Молчание на сцене — это самое трудное. Надо внутренне оправдать его. Ведь раз актер на сцене, то включен в действие, должен продолжать жить наравне со всеми. На него, так же как и на всех других, обращено внимание зала, и зрители должны видеть в его молчании ту же, а может, и большую наполненность, чем у других. Зрителям все время должно быть интересно следить за ним, как он реагирует на все происходящее вокруг него, как отзывается на каждую реплику других персонажей о нем, как живет в этом спектакле. Только театр может дать ему непрерывность жизни героя на сцене. И никакие кинематографические средства выразительности — наплывы, крупные планы, отрывочная фиксация состояния героя — не могут восполнить потерь от нарушения непрерывности присутствия и участия его в изображаемых событиях, непрерывности драматургического действия.
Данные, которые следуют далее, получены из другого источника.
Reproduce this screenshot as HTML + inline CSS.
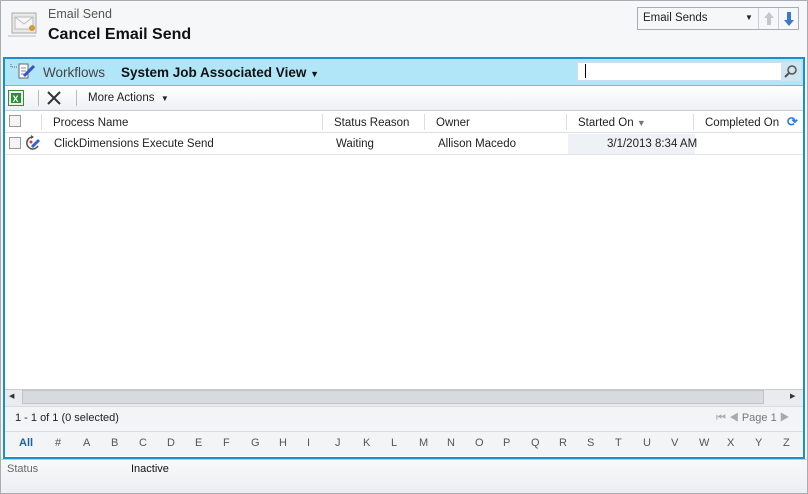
<!DOCTYPE html>
<html><head><style>
*{box-sizing:border-box;margin:0;padding:0}
body{width:808px;height:494px;font-family:"Liberation Sans",sans-serif;font-size:11.5px;color:#222;background:#f6f7f9;position:relative;overflow:hidden}
.abs{position:absolute}
</style></head><body>
<div class="abs" style="left:0;top:0;width:808px;height:494px;border:1px solid #a8adb5"></div>
<svg class="abs" style="left:8px;top:10px" width="32" height="28"><rect x="4" y="3" width="24" height="20" fill="#e8e8e8" stroke="#aaa"/><rect x="7" y="7" width="18" height="12" fill="#f6f6f6" stroke="#bbb"/><path d="M7 7l9 7 9-7" fill="none" stroke="#bbb"/><circle cx="24" cy="18" r="3" fill="#e8912a"/><circle cx="24" cy="18" r="1.2" fill="#7c4"/><path d="M0 26h28" stroke="#bbb"/></svg>
<div class="abs" style="left:48px;top:7px;font-size:12.5px;color:#555">Email Send</div>
<div class="abs" style="left:48px;top:26px;font-size:16px;font-weight:bold;color:#111">Cancel Email Send</div>
<div class="abs" style="left:637px;top:7px;width:162px;height:23px;border:1px solid #a8adb5;background:#f6f7f9"></div>
<div class="abs" style="left:643px;top:12px;font-size:11.5px">Email Sends</div>
<div class="abs" style="left:745px;top:13px;font-size:8px">▼</div>
<div class="abs" style="left:758px;top:8px;width:1px;height:21px;background:#ccd"></div>
<div class="abs" style="left:778px;top:8px;width:1px;height:21px;background:#ccd"></div>
<svg class="abs" style="left:762px;top:11px" width="14" height="16"><path d="M7 1l-5 6h3v7h4v-7h3z" fill="#c4c8cc"/></svg>
<svg class="abs" style="left:782px;top:11px" width="14" height="16"><path d="M7 15l-5-6h3v-8h4v8h3z" fill="#3c78c8"/></svg>
<div class="abs" style="left:3px;top:57px;width:802px;height:402px;border:2px solid #1a8fc9;background:#fff"></div>
<div class="abs" style="left:5px;top:59px;width:798px;height:27px;background:#b1e6f9;border-bottom:1px solid #9ab"></div>
<svg class="abs" style="left:10px;top:62px" width="30" height="20"><path d="M1 2v3h6" stroke="#666" stroke-dasharray="1 1" fill="none"/><rect x="9" y="2" width="9" height="14" fill="#fff" stroke="#667"/><path d="M11 6h5M11 9h5M11 12h5" stroke="#889"/><path d="M14 14l10-10" stroke="#35c" stroke-width="3"/></svg>
<div class="abs" style="left:43px;top:65px;font-size:13.5px;color:#444">Workflows</div>
<div class="abs" style="left:121px;top:65px;font-size:13.5px;font-weight:bold;color:#111">System Job Associated View <span style="font-size:9px">▼</span></div>
<div class="abs" style="left:577px;top:62px;width:205px;height:19px;background:#fff;border:1px solid #cde"></div>
<div class="abs" style="left:585px;top:64px;width:1px;height:14px;background:#000"></div>
<div class="abs" style="left:781px;top:62px;width:20px;height:19px;background:#cde6ef"></div>
<svg class="abs" style="left:784px;top:64px" width="14" height="14"><circle cx="8" cy="6" r="4" fill="none" stroke="#555" stroke-width="1.5"/><path d="M5 9l-4 4" stroke="#555" stroke-width="2"/></svg>
<div class="abs" style="left:5px;top:86px;width:798px;height:25px;background:linear-gradient(#fff,#eef0f3);border-bottom:1px solid #c8ccd2"></div>
<svg class="abs" style="left:8px;top:90px" width="16" height="16"><rect x=".5" y=".5" width="15" height="15" fill="#e8f2e8" stroke="#3a8a3a"/><rect x="3" y="3" width="10" height="10" fill="#2e8b3a"/><text x="4.5" y="12" font-size="9" fill="#fff" font-family="Liberation Sans" font-weight="bold">X</text></svg>
<div class="abs" style="left:38px;top:90px;width:1px;height:16px;background:#bbb"></div>
<svg class="abs" style="left:47px;top:91px" width="14" height="14"><path d="M1 1l12 12M13 1L1 13" stroke="#333" stroke-width="2"/></svg>
<div class="abs" style="left:76px;top:90px;width:1px;height:16px;background:#bbb"></div>
<div class="abs" style="left:88px;top:92px;font-size:11.5px">More Actions &nbsp;<span style="font-size:8px">▼</span></div>
<div class="abs" style="left:5px;top:111px;width:798px;height:22px;background:#fff;border-bottom:1px solid #dde"></div>
<div class="abs" style="left:9px;top:115px;width:12px;height:12px;border:1px solid #999;background:#f4f4f4"></div>
<div class="abs" style="left:41px;top:114px;width:1px;height:16px;background:#ddd"></div>
<div class="abs" style="left:322px;top:114px;width:1px;height:16px;background:#ddd"></div>
<div class="abs" style="left:424px;top:114px;width:1px;height:16px;background:#ddd"></div>
<div class="abs" style="left:566px;top:114px;width:1px;height:16px;background:#ddd"></div>
<div class="abs" style="left:693px;top:114px;width:1px;height:16px;background:#ddd"></div>
<div class="abs" style="left:53px;top:117px">Process Name</div>
<div class="abs" style="left:334px;top:117px">Status Reason</div>
<div class="abs" style="left:436px;top:117px">Owner</div>
<div class="abs" style="left:578px;top:117px">Started On <span style="color:#777;font-size:9px">▼</span></div>
<div class="abs" style="left:705px;top:117px">Completed On</div>
<div class="abs" style="left:787px;top:114px;color:#2a7de1;font-size:13px;font-weight:bold">⟳</div>
<div class="abs" style="left:568px;top:134px;width:127px;height:21px;background:#eef1f5"></div>
<div class="abs" style="left:5px;top:154px;width:798px;height:1px;background:#e2e4e8"></div>
<div class="abs" style="left:9px;top:137px;width:12px;height:12px;border:1px solid #999;background:#f4f4f4"></div>
<svg class="abs" style="left:24px;top:135px" width="18" height="16"><path d="M9 2a6 6 0 1 0 5 9" fill="none" stroke="#555" stroke-width="1.6"/><path d="M7 0l3 2-3 2" fill="#555"/><path d="M8 12l7-7" stroke="#36c" stroke-width="3"/><circle cx="7" cy="7" r="1.5" fill="#d33"/></svg>
<div class="abs" style="left:54px;top:138px">ClickDimensions Execute Send</div>
<div class="abs" style="left:336px;top:138px">Waiting</div>
<div class="abs" style="left:438px;top:138px">Allison Macedo</div>
<div class="abs" style="left:607px;top:138px">3/1/2013 8:34 AM</div>
<div class="abs" style="left:5px;top:389px;width:798px;height:17px;background:#e9ebee;border-top:1px solid #c8ccd2"></div>
<div class="abs" style="left:22px;top:390px;width:742px;height:14px;background:#d7dbe0;border:1px solid #c0c4ca"></div>
<div class="abs" style="left:9px;top:392px;font-size:7px;color:#333">◀</div>
<div class="abs" style="left:790px;top:392px;font-size:7px;color:#333">▶</div>
<div class="abs" style="left:5px;top:406px;width:798px;height:25px;background:#f3f4f6;border-top:1px solid #d8dbe0"></div>
<div class="abs" style="left:15px;top:412px;font-size:11px">1 - 1 of 1 (0 selected)</div>
<div class="abs" style="left:716px;top:412px;font-size:11px;color:#777"><span style="color:#aaa">⏮ ◀</span> Page 1 <span style="color:#aaa">▶</span></div>
<div class="abs" style="left:5px;top:431px;width:798px;height:25px;background:#f3f4f6;border-top:1px solid #d8dbe0"></div>
<div class="abs" style="left:19px;top:437px;font-size:11px;color:#555;display:flex;gap:0">
<b style="color:#1a5fb4;width:36px">All</b><span style="width:28px">#</span><span style="width:28px">A</span><span style="width:28px">B</span><span style="width:28px">C</span><span style="width:28px">D</span><span style="width:28px">E</span><span style="width:28px">F</span><span style="width:28px">G</span><span style="width:28px">H</span><span style="width:28px">I</span><span style="width:28px">J</span><span style="width:28px">K</span><span style="width:28px">L</span><span style="width:28px">M</span><span style="width:28px">N</span><span style="width:28px">O</span><span style="width:28px">P</span><span style="width:28px">Q</span><span style="width:28px">R</span><span style="width:28px">S</span><span style="width:28px">T</span><span style="width:28px">U</span><span style="width:28px">V</span><span style="width:28px">W</span><span style="width:28px">X</span><span style="width:28px">Y</span><span style="width:20px">Z</span></div>
<div class="abs" style="left:1px;top:459px;width:806px;height:34px;background:linear-gradient(#f8f9fa,#eceef1);border-top:1px solid #c8ccd2"></div>
<div class="abs" style="left:7px;top:463px;font-size:11px;color:#666">Status</div>
<div class="abs" style="left:131px;top:463px;font-size:11px;color:#111">Inactive</div>
</body></html>
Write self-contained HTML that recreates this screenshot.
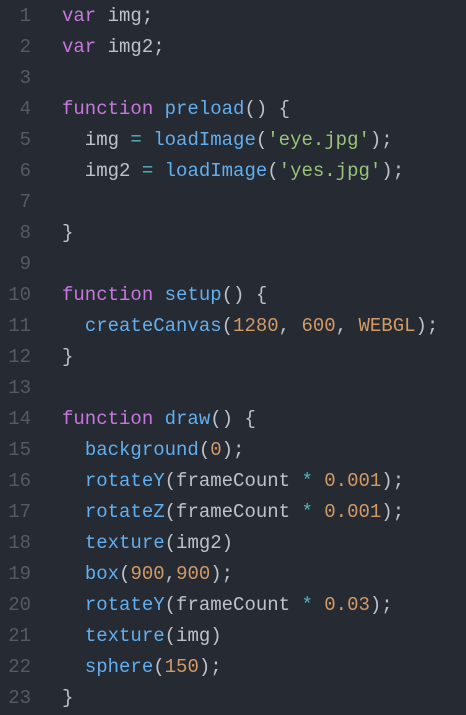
<!DOCTYPE html>
<html><head><style>
html,body{margin:0;padding:0;background:#262a33;width:466px;height:715px;overflow:hidden}
pre{margin:0;position:absolute;left:0;top:1px;font-family:"Liberation Mono",monospace;font-size:19px;line-height:31px;color:#bcc2cc}
.n{display:inline-block;width:31px;text-align:right;color:#555a66;margin-right:31px}
.k{color:#c678dd}.f{color:#61afef}.s{color:#98c379}.d{color:#d19a66}.o{color:#56b6c2}
</style></head><body><pre>
<span class="n">1</span><span class="k">var</span> img;
<span class="n">2</span><span class="k">var</span> img2;
<span class="n">3</span>
<span class="n">4</span><span class="k">function</span> <span class="f">preload</span>() {
<span class="n">5</span>  img <span class="o">=</span> <span class="f">loadImage</span>(<span class="s">'eye.jpg'</span>);
<span class="n">6</span>  img2 <span class="o">=</span> <span class="f">loadImage</span>(<span class="s">'yes.jpg'</span>);
<span class="n">7</span>
<span class="n">8</span>}
<span class="n">9</span>
<span class="n">10</span><span class="k">function</span> <span class="f">setup</span>() {
<span class="n">11</span>  <span class="f">createCanvas</span>(<span class="d">1280</span>, <span class="d">600</span>, <span class="d">WEBGL</span>);
<span class="n">12</span>}
<span class="n">13</span>
<span class="n">14</span><span class="k">function</span> <span class="f">draw</span>() {
<span class="n">15</span>  <span class="f">background</span>(<span class="d">0</span>);
<span class="n">16</span>  <span class="f">rotateY</span>(frameCount <span class="o">*</span> <span class="d">0.001</span>);
<span class="n">17</span>  <span class="f">rotateZ</span>(frameCount <span class="o">*</span> <span class="d">0.001</span>);
<span class="n">18</span>  <span class="f">texture</span>(img2)
<span class="n">19</span>  <span class="f">box</span>(<span class="d">900</span>,<span class="d">900</span>);
<span class="n">20</span>  <span class="f">rotateY</span>(frameCount <span class="o">*</span> <span class="d">0.03</span>);
<span class="n">21</span>  <span class="f">texture</span>(img)
<span class="n">22</span>  <span class="f">sphere</span>(<span class="d">150</span>);
<span class="n">23</span>}
</pre></body></html>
Работа в театре дисциплинирует в том плане, что обязывает актера постоянно быть в форме. Театральный актер находится в постоянном тренаже, поэтому он всегда в форме. В театре идет накопление, в кино — отдача. И не случайно многие театральные актеры, активно работая в кино, на телевидении, не уходят в «другое искусство» совсем, а рано или поздно возвращаются в театр. Не случайно и то, что в Москве создан и вот уже много лет работает Театр-студия киноактера, где актеры, свободные от съемок, с удовольствием репетируют, готовят новые спектакли и играют в них.

Кинематографические актеры, наверное, не со всем из сказанного согласятся, но говорю-то я с позиции актера театрального, каковым хотел бы оставаться до конца.

Театра мне дорог еще и тем, что в нем через свои роли я имею возможность передать зрителям мое сегодняшнее состояние души, сегодняшние волнения, сегодняшнюю боль. Любая роль для актера — это прежде всего повод рассказать о том, что его волнует, волнует сейчас, в данный момент, возможность выплеснуть свою боль и радость и опять же сегодняшнее, настоящее восприятие окружающей его жизни. В связи с этим можно сказать, что в театре актер более полноправный художник, создание роли принадлежит ему больше, чем в кино.

В кино многое зависит от того, как меня в конечном счете смонтируют, какие дубли отберут и навсегда зафиксируют. А ведь между моментом съемки фильма и демонстрацией его «дистанция», порою, «огромного размера». В театре же роль все время меняется, потому что меняюсь я сам, меняется жизнь. Через десять лет мой герой разительно отличается от того, каким он был в начале работы над спектаклем. Это естественно. Если для скульптора материал — глина, гипс, гранит, для художника — краски, для музыканта — инструмент, то есть то, что вне его самого, то материалом актера является он сам — его тело, мозг, сиюминутное эмоциональное состояние, его руки, глаза, тело, мимика лица, тембр голоса и еще что-то такое, чему пока нет объяснения. Это момент наивысшего взлета души актера, вершинное проявление его таланта.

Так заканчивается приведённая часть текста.